__Required work__
Pictures aside, quote the whole listing exactly.

__Dataset content__
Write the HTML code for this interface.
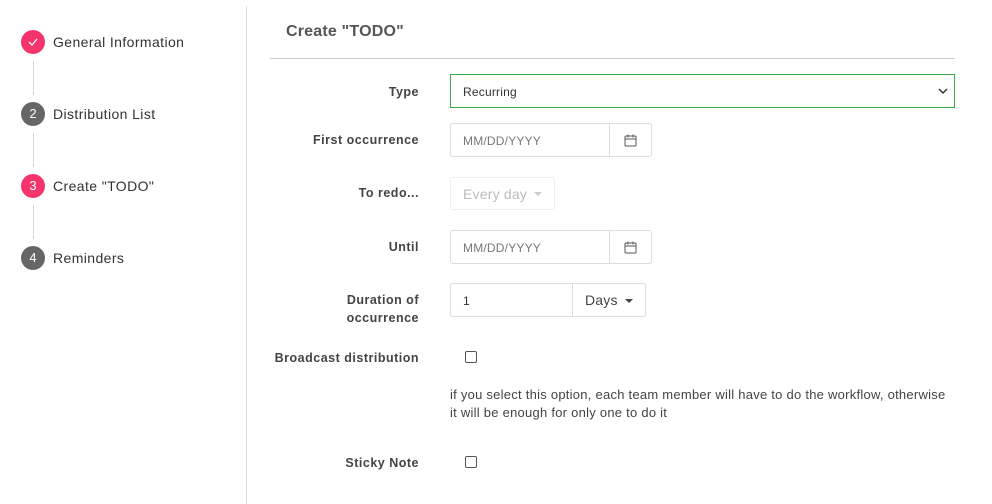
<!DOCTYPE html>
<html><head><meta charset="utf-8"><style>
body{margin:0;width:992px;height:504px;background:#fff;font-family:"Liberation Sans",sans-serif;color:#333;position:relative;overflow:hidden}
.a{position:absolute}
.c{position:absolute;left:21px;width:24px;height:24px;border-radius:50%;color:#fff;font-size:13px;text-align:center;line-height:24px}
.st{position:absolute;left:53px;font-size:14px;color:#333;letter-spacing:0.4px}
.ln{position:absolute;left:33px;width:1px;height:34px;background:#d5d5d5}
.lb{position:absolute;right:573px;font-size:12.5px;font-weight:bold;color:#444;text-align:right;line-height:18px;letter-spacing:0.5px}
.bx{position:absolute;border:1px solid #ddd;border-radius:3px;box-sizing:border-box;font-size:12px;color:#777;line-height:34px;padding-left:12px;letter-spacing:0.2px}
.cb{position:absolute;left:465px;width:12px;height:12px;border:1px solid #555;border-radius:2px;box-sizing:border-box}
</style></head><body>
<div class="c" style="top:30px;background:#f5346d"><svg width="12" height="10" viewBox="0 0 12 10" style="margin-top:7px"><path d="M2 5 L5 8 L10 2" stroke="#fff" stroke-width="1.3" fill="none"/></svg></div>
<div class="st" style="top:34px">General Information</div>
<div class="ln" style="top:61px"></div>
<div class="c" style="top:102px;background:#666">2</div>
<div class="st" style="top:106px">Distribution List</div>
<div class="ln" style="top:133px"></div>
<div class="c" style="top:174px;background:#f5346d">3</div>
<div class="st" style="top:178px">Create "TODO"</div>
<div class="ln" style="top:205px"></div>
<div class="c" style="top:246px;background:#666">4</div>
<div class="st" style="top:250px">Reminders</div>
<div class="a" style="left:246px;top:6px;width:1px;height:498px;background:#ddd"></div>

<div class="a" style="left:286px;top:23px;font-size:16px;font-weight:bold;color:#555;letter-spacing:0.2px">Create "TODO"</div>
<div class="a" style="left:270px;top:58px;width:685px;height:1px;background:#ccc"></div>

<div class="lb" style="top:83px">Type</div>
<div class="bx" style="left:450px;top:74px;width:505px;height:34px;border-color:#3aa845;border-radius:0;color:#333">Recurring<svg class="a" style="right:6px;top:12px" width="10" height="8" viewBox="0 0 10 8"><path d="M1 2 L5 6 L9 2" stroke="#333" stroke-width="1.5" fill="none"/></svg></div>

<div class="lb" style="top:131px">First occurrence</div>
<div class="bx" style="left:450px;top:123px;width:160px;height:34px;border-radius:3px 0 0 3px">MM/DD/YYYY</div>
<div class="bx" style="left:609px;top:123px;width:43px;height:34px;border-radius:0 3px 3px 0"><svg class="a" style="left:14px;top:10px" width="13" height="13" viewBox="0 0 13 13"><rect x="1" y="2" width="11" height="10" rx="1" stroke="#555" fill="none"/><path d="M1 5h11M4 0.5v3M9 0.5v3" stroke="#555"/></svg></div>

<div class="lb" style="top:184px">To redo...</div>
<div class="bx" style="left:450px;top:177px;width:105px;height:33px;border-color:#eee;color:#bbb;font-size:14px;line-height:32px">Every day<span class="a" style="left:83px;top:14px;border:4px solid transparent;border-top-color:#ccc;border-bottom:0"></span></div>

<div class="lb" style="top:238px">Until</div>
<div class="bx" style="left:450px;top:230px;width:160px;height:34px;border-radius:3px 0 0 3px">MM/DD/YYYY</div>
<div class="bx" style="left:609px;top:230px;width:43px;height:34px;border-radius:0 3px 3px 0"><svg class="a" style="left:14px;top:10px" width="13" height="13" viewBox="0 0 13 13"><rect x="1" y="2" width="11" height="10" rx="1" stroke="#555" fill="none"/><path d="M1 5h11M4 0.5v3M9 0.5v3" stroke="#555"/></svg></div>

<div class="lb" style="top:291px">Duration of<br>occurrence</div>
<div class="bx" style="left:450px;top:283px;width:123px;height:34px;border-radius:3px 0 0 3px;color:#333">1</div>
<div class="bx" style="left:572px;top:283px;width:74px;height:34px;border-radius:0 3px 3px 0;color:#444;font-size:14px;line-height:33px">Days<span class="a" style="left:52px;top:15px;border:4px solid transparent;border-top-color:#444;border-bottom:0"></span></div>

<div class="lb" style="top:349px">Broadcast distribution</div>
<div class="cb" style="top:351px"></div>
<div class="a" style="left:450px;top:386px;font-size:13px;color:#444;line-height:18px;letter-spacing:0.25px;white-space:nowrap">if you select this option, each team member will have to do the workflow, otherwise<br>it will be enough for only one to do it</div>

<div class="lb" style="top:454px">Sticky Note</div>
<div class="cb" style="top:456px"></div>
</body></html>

__The reply__
Write the HTML code for this interface.
<!DOCTYPE html>
<html><head><meta charset="utf-8"><style>
body{margin:0;width:992px;height:504px;background:#fff;font-family:"Liberation Sans",sans-serif;color:#333;position:relative;overflow:hidden}
.a{position:absolute}
.c{position:absolute;left:21px;width:24px;height:24px;border-radius:50%;color:#fff;font-size:13px;text-align:center;line-height:24px}
.st{position:absolute;left:53px;font-size:14px;color:#333;letter-spacing:0.4px}
.ln{position:absolute;left:33px;width:1px;height:34px;background:#d5d5d5}
.lb{position:absolute;right:573px;font-size:12.5px;font-weight:bold;color:#444;text-align:right;line-height:18px;letter-spacing:0.5px}
.bx{position:absolute;border:1px solid #ddd;border-radius:3px;box-sizing:border-box;font-size:12px;color:#777;line-height:34px;padding-left:12px;letter-spacing:0.2px}
.cb{position:absolute;left:465px;width:12px;height:12px;border:1px solid #555;border-radius:2px;box-sizing:border-box}
</style></head><body>
<div class="c" style="top:30px;background:#f5346d"><svg width="12" height="10" viewBox="0 0 12 10" style="margin-top:7px"><path d="M2 5 L5 8 L10 2" stroke="#fff" stroke-width="1.3" fill="none"/></svg></div>
<div class="st" style="top:34px">General Information</div>
<div class="ln" style="top:61px"></div>
<div class="c" style="top:102px;background:#666">2</div>
<div class="st" style="top:106px">Distribution List</div>
<div class="ln" style="top:133px"></div>
<div class="c" style="top:174px;background:#f5346d">3</div>
<div class="st" style="top:178px">Create "TODO"</div>
<div class="ln" style="top:205px"></div>
<div class="c" style="top:246px;background:#666">4</div>
<div class="st" style="top:250px">Reminders</div>
<div class="a" style="left:246px;top:6px;width:1px;height:498px;background:#ddd"></div>

<div class="a" style="left:286px;top:23px;font-size:16px;font-weight:bold;color:#555;letter-spacing:0.2px">Create "TODO"</div>
<div class="a" style="left:270px;top:58px;width:685px;height:1px;background:#ccc"></div>

<div class="lb" style="top:83px">Type</div>
<div class="bx" style="left:450px;top:74px;width:505px;height:34px;border-color:#3aa845;border-radius:0;color:#333">Recurring<svg class="a" style="right:6px;top:12px" width="10" height="8" viewBox="0 0 10 8"><path d="M1 2 L5 6 L9 2" stroke="#333" stroke-width="1.5" fill="none"/></svg></div>

<div class="lb" style="top:131px">First occurrence</div>
<div class="bx" style="left:450px;top:123px;width:160px;height:34px;border-radius:3px 0 0 3px">MM/DD/YYYY</div>
<div class="bx" style="left:609px;top:123px;width:43px;height:34px;border-radius:0 3px 3px 0"><svg class="a" style="left:14px;top:10px" width="13" height="13" viewBox="0 0 13 13"><rect x="1" y="2" width="11" height="10" rx="1" stroke="#555" fill="none"/><path d="M1 5h11M4 0.5v3M9 0.5v3" stroke="#555"/></svg></div>

<div class="lb" style="top:184px">To redo...</div>
<div class="bx" style="left:450px;top:177px;width:105px;height:33px;border-color:#eee;color:#bbb;font-size:14px;line-height:32px">Every day<span class="a" style="left:83px;top:14px;border:4px solid transparent;border-top-color:#ccc;border-bottom:0"></span></div>

<div class="lb" style="top:238px">Until</div>
<div class="bx" style="left:450px;top:230px;width:160px;height:34px;border-radius:3px 0 0 3px">MM/DD/YYYY</div>
<div class="bx" style="left:609px;top:230px;width:43px;height:34px;border-radius:0 3px 3px 0"><svg class="a" style="left:14px;top:10px" width="13" height="13" viewBox="0 0 13 13"><rect x="1" y="2" width="11" height="10" rx="1" stroke="#555" fill="none"/><path d="M1 5h11M4 0.5v3M9 0.5v3" stroke="#555"/></svg></div>

<div class="lb" style="top:291px">Duration of<br>occurrence</div>
<div class="bx" style="left:450px;top:283px;width:123px;height:34px;border-radius:3px 0 0 3px;color:#333">1</div>
<div class="bx" style="left:572px;top:283px;width:74px;height:34px;border-radius:0 3px 3px 0;color:#444;font-size:14px;line-height:33px">Days<span class="a" style="left:52px;top:15px;border:4px solid transparent;border-top-color:#444;border-bottom:0"></span></div>

<div class="lb" style="top:349px">Broadcast distribution</div>
<div class="cb" style="top:351px"></div>
<div class="a" style="left:450px;top:386px;font-size:13px;color:#444;line-height:18px;letter-spacing:0.25px;white-space:nowrap">if you select this option, each team member will have to do the workflow, otherwise<br>it will be enough for only one to do it</div>

<div class="lb" style="top:454px">Sticky Note</div>
<div class="cb" style="top:456px"></div>
</body></html>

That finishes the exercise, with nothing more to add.